---------- Material ----------

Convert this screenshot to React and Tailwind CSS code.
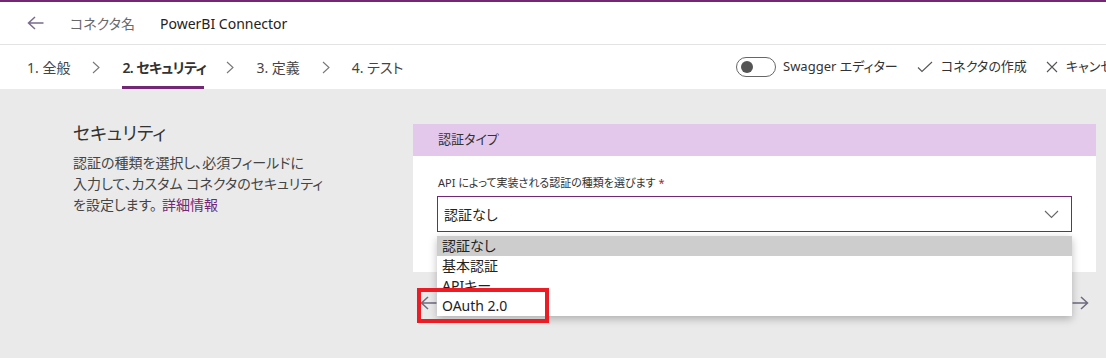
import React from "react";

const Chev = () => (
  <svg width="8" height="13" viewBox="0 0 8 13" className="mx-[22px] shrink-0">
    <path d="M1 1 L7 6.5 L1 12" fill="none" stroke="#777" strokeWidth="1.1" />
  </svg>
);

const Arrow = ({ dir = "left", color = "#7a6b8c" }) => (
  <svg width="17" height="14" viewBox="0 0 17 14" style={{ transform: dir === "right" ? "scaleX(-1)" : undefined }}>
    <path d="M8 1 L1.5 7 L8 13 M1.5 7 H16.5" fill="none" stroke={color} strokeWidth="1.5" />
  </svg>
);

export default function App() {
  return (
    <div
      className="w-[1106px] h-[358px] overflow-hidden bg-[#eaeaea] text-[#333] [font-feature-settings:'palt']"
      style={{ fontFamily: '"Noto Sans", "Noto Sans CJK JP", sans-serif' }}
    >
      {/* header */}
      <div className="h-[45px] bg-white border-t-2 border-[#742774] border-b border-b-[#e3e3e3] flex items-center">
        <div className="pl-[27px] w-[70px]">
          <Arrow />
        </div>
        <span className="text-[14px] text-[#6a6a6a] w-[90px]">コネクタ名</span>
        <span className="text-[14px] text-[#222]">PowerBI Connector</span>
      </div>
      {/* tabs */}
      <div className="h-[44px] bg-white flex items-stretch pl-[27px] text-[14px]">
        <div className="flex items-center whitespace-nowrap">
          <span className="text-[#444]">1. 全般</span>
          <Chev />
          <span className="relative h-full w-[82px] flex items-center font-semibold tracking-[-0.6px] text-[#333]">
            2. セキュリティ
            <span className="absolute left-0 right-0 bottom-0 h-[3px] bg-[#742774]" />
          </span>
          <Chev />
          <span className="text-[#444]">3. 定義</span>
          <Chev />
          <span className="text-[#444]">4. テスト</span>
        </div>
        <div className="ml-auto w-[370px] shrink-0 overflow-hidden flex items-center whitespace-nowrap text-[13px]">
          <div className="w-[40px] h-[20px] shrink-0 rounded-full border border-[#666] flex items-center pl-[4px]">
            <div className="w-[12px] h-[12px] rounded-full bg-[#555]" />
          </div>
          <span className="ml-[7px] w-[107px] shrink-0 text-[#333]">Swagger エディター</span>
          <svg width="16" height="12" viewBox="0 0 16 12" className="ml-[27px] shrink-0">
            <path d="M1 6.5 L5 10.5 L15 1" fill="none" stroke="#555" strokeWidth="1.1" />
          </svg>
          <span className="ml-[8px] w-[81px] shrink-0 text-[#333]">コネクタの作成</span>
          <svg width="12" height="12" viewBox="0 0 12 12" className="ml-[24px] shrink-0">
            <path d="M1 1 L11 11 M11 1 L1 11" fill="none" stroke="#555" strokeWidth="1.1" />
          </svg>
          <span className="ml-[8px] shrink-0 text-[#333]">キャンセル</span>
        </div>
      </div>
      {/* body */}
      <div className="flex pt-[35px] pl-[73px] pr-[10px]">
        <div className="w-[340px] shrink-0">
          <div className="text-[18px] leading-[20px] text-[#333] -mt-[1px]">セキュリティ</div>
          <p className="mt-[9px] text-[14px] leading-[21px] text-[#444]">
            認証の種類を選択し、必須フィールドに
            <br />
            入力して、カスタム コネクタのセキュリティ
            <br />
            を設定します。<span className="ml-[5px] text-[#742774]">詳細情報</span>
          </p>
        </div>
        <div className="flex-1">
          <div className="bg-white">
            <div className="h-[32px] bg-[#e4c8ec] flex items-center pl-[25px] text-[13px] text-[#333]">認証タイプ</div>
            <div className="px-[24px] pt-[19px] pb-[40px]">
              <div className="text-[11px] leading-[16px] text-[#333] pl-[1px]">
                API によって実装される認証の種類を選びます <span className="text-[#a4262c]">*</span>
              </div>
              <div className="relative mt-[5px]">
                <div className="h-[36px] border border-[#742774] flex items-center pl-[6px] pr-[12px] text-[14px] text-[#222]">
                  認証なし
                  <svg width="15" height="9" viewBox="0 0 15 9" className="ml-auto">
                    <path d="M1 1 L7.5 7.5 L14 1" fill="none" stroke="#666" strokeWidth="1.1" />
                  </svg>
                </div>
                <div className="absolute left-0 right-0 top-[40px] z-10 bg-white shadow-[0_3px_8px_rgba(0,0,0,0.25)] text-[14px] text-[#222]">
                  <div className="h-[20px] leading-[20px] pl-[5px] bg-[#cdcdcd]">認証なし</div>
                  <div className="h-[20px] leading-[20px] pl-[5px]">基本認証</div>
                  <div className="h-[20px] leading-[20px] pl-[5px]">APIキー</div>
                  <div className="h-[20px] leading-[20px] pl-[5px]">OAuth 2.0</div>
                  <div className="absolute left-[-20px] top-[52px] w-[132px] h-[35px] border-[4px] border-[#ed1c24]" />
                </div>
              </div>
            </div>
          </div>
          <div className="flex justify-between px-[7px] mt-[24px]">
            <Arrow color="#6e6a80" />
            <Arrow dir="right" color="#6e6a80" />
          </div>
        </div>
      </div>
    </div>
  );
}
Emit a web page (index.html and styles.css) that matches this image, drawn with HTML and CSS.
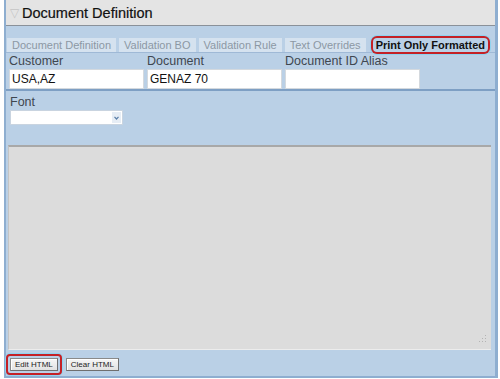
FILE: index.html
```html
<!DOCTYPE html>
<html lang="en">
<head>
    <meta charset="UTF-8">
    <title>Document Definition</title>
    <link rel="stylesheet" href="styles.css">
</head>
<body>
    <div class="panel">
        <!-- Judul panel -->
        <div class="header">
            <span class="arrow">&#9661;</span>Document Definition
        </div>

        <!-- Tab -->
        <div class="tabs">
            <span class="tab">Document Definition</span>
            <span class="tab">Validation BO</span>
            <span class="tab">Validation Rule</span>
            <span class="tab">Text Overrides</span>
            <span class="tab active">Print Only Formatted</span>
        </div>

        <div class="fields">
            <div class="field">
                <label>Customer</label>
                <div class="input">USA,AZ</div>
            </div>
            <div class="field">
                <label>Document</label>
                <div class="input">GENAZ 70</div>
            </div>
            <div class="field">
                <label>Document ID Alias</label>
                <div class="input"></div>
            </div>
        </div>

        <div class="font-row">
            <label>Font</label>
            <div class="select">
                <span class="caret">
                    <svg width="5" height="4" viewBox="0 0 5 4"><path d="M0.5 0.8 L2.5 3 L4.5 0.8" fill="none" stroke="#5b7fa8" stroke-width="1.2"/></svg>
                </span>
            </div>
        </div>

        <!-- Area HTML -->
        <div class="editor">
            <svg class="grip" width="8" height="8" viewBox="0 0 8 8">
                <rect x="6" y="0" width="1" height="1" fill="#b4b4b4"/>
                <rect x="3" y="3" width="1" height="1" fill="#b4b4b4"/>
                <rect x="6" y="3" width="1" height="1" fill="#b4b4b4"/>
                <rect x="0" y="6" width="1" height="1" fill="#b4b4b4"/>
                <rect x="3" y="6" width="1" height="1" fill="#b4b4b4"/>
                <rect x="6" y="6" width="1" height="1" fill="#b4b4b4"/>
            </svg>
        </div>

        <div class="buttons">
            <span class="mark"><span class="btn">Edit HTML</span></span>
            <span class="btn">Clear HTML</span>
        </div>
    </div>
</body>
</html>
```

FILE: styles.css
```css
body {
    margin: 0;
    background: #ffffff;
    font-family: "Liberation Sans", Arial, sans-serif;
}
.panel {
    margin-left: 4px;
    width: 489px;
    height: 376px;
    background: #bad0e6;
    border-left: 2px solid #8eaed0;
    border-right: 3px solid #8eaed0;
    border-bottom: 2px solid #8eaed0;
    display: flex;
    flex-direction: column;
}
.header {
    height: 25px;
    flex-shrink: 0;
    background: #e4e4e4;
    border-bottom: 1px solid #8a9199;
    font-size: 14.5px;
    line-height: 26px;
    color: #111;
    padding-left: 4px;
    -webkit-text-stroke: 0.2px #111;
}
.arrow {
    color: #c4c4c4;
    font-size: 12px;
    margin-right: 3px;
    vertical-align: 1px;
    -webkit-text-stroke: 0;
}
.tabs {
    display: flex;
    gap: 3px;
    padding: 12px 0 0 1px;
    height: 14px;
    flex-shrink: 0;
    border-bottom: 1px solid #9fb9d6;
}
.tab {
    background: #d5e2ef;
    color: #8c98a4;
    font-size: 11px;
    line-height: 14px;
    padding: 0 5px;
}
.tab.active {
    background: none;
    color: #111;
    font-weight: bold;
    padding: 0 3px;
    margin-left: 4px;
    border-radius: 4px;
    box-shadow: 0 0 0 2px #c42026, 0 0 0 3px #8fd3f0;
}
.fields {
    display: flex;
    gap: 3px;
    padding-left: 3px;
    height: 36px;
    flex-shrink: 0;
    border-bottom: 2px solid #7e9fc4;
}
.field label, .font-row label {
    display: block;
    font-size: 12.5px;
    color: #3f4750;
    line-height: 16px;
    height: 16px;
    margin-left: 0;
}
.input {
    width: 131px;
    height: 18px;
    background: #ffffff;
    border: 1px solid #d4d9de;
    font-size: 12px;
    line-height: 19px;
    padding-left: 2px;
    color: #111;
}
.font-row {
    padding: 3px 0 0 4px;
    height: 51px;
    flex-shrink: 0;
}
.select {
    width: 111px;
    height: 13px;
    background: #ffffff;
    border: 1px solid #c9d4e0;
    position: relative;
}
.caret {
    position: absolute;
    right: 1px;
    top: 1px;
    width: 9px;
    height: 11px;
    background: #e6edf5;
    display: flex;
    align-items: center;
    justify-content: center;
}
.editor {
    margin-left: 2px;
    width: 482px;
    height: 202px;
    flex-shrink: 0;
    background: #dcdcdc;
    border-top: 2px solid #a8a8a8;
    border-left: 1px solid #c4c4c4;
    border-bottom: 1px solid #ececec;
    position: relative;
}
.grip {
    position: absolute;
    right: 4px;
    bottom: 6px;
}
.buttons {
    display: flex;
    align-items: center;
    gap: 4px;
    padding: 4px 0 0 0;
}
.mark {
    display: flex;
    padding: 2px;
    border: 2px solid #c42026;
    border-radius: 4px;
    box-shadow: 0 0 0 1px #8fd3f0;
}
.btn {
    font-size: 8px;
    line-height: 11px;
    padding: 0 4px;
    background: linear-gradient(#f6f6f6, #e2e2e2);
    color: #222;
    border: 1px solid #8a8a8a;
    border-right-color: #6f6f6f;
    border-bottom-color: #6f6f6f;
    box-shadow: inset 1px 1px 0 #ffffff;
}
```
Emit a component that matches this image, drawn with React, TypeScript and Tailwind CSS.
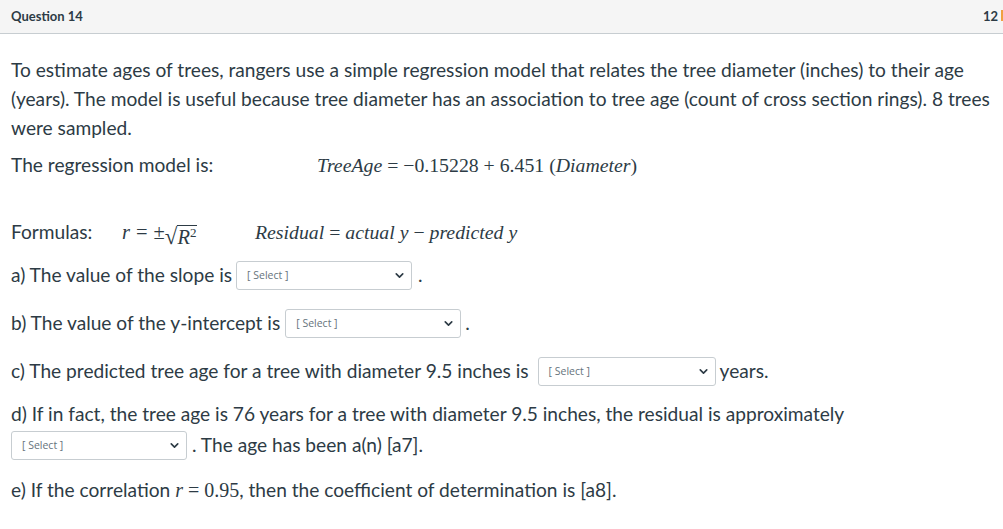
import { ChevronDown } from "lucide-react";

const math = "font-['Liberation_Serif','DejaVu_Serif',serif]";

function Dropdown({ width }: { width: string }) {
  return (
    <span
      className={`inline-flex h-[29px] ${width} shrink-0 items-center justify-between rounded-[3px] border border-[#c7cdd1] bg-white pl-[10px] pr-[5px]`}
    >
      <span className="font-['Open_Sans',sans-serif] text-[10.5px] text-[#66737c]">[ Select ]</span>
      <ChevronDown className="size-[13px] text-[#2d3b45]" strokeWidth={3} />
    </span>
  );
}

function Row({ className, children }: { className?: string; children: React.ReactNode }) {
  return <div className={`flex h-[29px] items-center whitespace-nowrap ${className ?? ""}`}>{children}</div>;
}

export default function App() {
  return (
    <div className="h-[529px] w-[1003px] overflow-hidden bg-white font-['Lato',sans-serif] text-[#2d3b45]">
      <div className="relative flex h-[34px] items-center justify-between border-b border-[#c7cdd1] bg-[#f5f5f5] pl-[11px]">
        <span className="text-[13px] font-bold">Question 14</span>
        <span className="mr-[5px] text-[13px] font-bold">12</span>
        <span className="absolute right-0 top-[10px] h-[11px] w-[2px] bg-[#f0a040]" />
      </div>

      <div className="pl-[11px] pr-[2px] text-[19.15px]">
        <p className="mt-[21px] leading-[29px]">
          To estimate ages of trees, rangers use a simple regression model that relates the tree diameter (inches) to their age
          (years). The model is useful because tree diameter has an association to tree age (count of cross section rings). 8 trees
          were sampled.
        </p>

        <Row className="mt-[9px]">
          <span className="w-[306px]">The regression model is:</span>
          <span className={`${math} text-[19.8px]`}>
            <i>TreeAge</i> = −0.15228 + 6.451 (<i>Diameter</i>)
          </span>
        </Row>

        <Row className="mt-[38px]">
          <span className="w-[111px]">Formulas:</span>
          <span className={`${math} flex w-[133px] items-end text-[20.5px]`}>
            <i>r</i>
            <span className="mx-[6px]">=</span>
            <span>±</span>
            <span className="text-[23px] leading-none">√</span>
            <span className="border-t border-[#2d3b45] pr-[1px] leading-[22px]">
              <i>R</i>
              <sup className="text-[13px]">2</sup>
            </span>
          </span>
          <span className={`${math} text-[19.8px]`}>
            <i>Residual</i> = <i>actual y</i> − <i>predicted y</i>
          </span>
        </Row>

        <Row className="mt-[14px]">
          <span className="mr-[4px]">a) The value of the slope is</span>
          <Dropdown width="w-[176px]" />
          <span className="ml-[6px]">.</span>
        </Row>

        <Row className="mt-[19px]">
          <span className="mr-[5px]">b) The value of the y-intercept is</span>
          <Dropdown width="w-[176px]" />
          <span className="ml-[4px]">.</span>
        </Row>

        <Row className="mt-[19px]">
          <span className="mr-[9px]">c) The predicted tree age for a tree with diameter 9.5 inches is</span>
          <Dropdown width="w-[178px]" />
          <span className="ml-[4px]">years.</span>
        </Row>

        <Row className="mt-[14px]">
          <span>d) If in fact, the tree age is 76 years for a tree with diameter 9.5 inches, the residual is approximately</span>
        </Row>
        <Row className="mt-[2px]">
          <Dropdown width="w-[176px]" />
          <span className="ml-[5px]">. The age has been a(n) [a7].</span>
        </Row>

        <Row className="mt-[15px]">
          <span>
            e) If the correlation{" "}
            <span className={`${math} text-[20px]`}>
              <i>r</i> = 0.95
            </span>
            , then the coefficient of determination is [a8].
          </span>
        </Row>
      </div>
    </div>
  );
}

----------

**Stated goal**
Scan the data above; copy every line where "this" appears.

**Answer**
Convert this screenshot to React and Tailwind CSS code.
Emit a web page (index.html and styles.css) that matches this image, drawn with HTML and CSS.
Emit a component that matches this image, drawn with React, TypeScript and Tailwind CSS.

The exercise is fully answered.